Determining the threshold

Container Balancer balances the utilization of DataNodes in a cluster using the Threshold. Learn how to determine the threshold value before configuring the required parameters.

Ozone’s Container Balancer tries to bring the utilization of DataNodes closer to the cluster’s average utilization. Utilization is defined as used space divided by capacity. Container Balancer uses the “hdds.container.balancer.utilization.threshold” property, also known as threshold, to decide which DataNodes are unbalanced. The threshold is a percentage in the range of 0 to 100. The default value is 10 %.

If you set the threshold value to a lower value, say 1 %, Container Balancer tries to bring the utilization of DataNodes close to 1 % of the average utilization of the cluster. This means moving more containers and having to run for a longer time. At a higher threshold value, say 20 %, the Container Balancer tries to bring the utilization of DataNodes within 20 % of the average utilization of the cluster.
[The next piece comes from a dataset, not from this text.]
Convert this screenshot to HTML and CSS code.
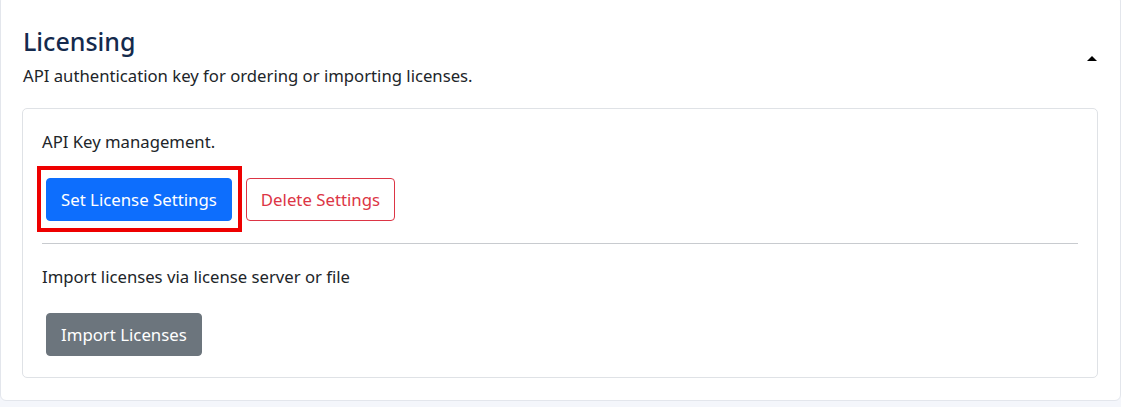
FILE: index.html
```html
<!DOCTYPE html>
<html lang="en">
<head>
<meta charset="utf-8">
<title>Licensing</title>
<link rel="stylesheet" href="styles.css">
</head>
<body>
<section class="card">
  <header class="card-head">
    <div>
      <h2 class="title">Licensing</h2>
      <p class="subtitle">API authentication key for ordering or importing licenses.</p>
    </div>
    <span class="caret" aria-hidden="true"></span>
  </header>
  <div class="inner">
    <p class="label">API Key management.</p>
    <div class="actions">
      <span class="highlight-wrap">
        <button class="btn btn-primary">Set License Settings</button>
        <span class="highlight"></span>
      </span>
      <button class="btn btn-outline-danger">Delete Settings</button>
    </div>
    <hr class="divider">
    <p class="label">Import licenses via license server or file</p>
    <div class="actions">
      <button class="btn btn-secondary">Import Licenses</button>
    </div>
  </div>
</section>
</body>
</html>
```
FILE: styles.css
```css
* { box-sizing: border-box; }
html, body { margin: 0; padding: 0; }
body {
  background: #f4f6fb;
  font-family: "Noto Sans", "Open Sans", sans-serif;
  color: #212529;
  width: 1121px;
  height: 407px;
  overflow: hidden;
}
.card {
  margin-top: -5px;
  width: 1121px;
  height: 406px;
  background: #fff;
  border: 1px solid #e3e6ec;
  border-radius: 6px;
  padding: 30px 22px 0 21px;
}
.card-head {
  display: flex;
  justify-content: space-between;
  align-items: center;
}
.title {
  margin: 0;
  font-size: 25px;
  font-weight: 500;
  line-height: 1.2;
  color: #142a4d;
  padding-left: 1px;
}
.subtitle {
  margin: 8px 0 0 1px;
  font-size: 16.7px;
  line-height: 24px;
}
.caret {
  width: 0; height: 0;
  border-left: 5px solid transparent;
  border-right: 5px solid transparent;
  border-bottom: 5px solid #000;
  margin-right: 1px;
  margin-top: 2px;
}
.inner {
  margin-top: 20px;
  border: 1px solid #dfe2e6;
  border-radius: 5px;
  padding: 21px 19px 21px 19px;
}
.label {
  margin: 0;
  font-size: 16.7px;
  line-height: 24px;
}
.actions {
  display: flex;
  gap: 14px;
  margin-top: 24px;
  padding-left: 4px;
}
.btn {
  font-family: inherit;
  font-size: 16.8px;
  line-height: 25px;
  padding: 8px 14px;
  border-radius: 4px;
  border: 1px solid transparent;
  cursor: pointer;
  white-space: nowrap;
}
.btn-primary { background: #0d6efd; color: #fff; border-color: #0d6efd; }
.btn-outline-danger { background: #fff; color: #dc3545; border-color: #dc3545; }
.btn-secondary { background: #6c757d; color: #fff; border-color: #6c757d; }
.highlight-wrap { position: relative; display: inline-flex; }
.highlight {
  position: absolute;
  left: -9px; right: -10px; top: -12px; bottom: -11px;
  border: 4px solid #ee0000;
  pointer-events: none;
}
.divider {
  margin: 22px 0 21px;
  border: 0;
  border-top: 1px solid #c8cbcf;
}
```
This will move fewer containers, and hence take less time.

Cloudera recommends lowering the threshold if you want the balancer to act more frequently.

If you have a 90-node cluster with 18 PB capacity out of which Ozone, other processes, and files have used 14PB. You added 10 more nodes with a total capacity of 2PB to the cluster. You want to run the container balancer with the default threshold at 10%.

The utilization average of this cluster is Total capacity used in the cluster (14PB) / Total capacity of the cluster (18PB + 2PB) * 100 = 70%

Container Balancer tries to move the containers between over-utilized and under-utilized nodes over multiple iterations to get individual datanodes utilization closer to the cluster's average utilization.

  • Over-utilized nodes have utilization greater than the average cluster utilization by the threshold percentage. For example, since the threshold is 10%, the utilization of nodes >80% is over-utilized.
  • Under-utilized nodes have utilization less than the average cluster utilization by the threshold percentage. For example, since the threshold is 10%, the utilization of nodes <60% is under-utilized.
  • The newly added host with a utilization of 0% must be part of the under-utilized nodes.